Home to nearly 200 million people, India’s most populous state is a complex electoral challenge, fragmented along lines of class, caste and religion.

But those lines seem to be blurring as the Bharatiya Janata Party (BJP) won 71 out of the state’s 80 parliamentary seats — a stunning reversal of its fortunes in the 2009 election, when it won only 10 seats.

The Congress slide from 21 seats won in a 2009 election to just two seats this year.

The party, which had headed the federal government for a decade, was haunted in the election by corruption scandals and inefficiency over the past few years.

The state also has the highest population of Muslims, who appeared to cast aside their worries about the BJP’s Hindu nationalism and Mr Modi’s checkered history with the Muslim community while he was chief minister of Gujarat. Mr Modi was in power when the state was hit by sectarian riots in 2002 that killed more than 1,000 people — mostly Muslims.

More surprisingly still, the smaller parties that have held the reins of politics in Uttar Pradesh — the Samajwadi Party (SP) and the Bahujan Samaj Party (BSP) — were also steamrollered by the BJP.

The BSP and SP won 20 and 23 seats respectively in Uttar Pradesh in 2009. But only five seats went to the SP in this election, and none to the BSP.

So complete was the BJP’s rout of its rivals that it managed to improve its own previous best in Uttar Pradesh: 52 seats in the 1998 election.

Mr Modi certainly deserves much of the credit after he conducted a long and intense campaign in the state that revolved heavily around his message of economic revival.

A January poll by the Centre for the Study of Developing Societies (CSDS) showed that 35 per cent of voters wanted Mr Modi as prime minister while only 12 per cent favoured the Congress party vice-president, Rahul Gandhi.

But more important, said Milan Vaishnav, an analyst at the Washington-based Carnegie Endowment for International Peace, was “the collapse of credible alternatives”.

Citing other data from CSDS, Mr Vaishnav said a clear majority of those who voted for the BJP would have done so even without Mr Modi’s candidacy.

“Both the SP and BSP had presided over pretty abysmal governments [in Uttar Pradesh] when viewed through a governance perspective,” Mr Vaishnav said. “The BJP, in contrast, was seen as the real credible alternative this time.”

Uttar Pradesh’s agriculture sector, the main driver of the state’s economy, lost nearly 5 million jobs between 2004 and 2012, and only grew by 2.6 per cent — lower than national figure of roughly 3.6 per cent.
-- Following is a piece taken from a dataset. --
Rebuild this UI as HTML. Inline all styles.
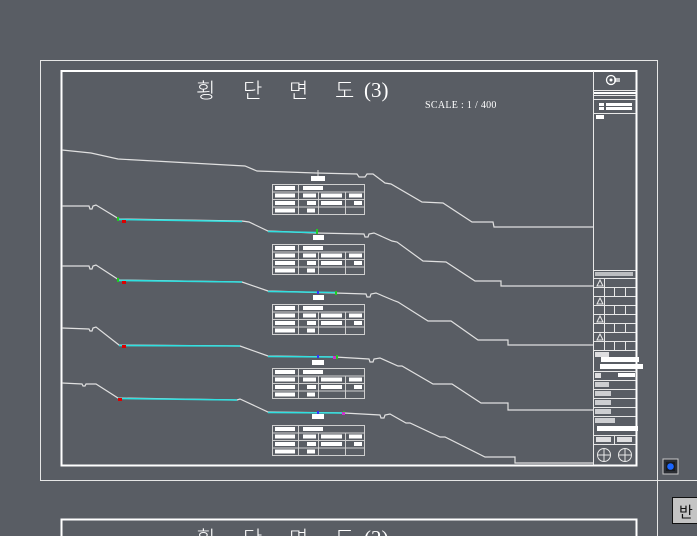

The manufacturing sector in the state has expanded even slower, at roughly 1.6 per cent.

The dissatisfaction with where the state was headed largely cut across the lines of caste, which has always played a major factor in elections in Uttar Pradesh.

In the recent election, only Muslims continued to withhold their vote from the BJP and its allied parties.

According to data compiled and analysed by a team of political scientists in Uttar Pradesh, only 10 per cent of Muslims voted for the BJP. The majority — 58 per cent — gave their vote to the SP, their traditional champion in the state. In 2009, the Congress won 30 per cent of the Muslim vote. The BSP won 27 per cent.

“One thing is clear: the rhetoric and the success of the BJP have posed a serious challenge to politics based merely on caste or community identities,” the team of political scientists, led by AK Verma of Christ Church College in Kanpur, wrote in The Hindu on Friday.

The BJP’s strategy took masterful advantage of these factors, thanks to a “ground game” executed by Amit Shah, said Mr Vaishnav, that was similar to the Republican Party in the US during the 2000s.

“Shah brought a Karl Rove-ian sensibility to campaign management, and a ruthless sense of where to play up Hindutva [Hindu nationalism], where to focus on development, and how, in some cases, to fuse the two.”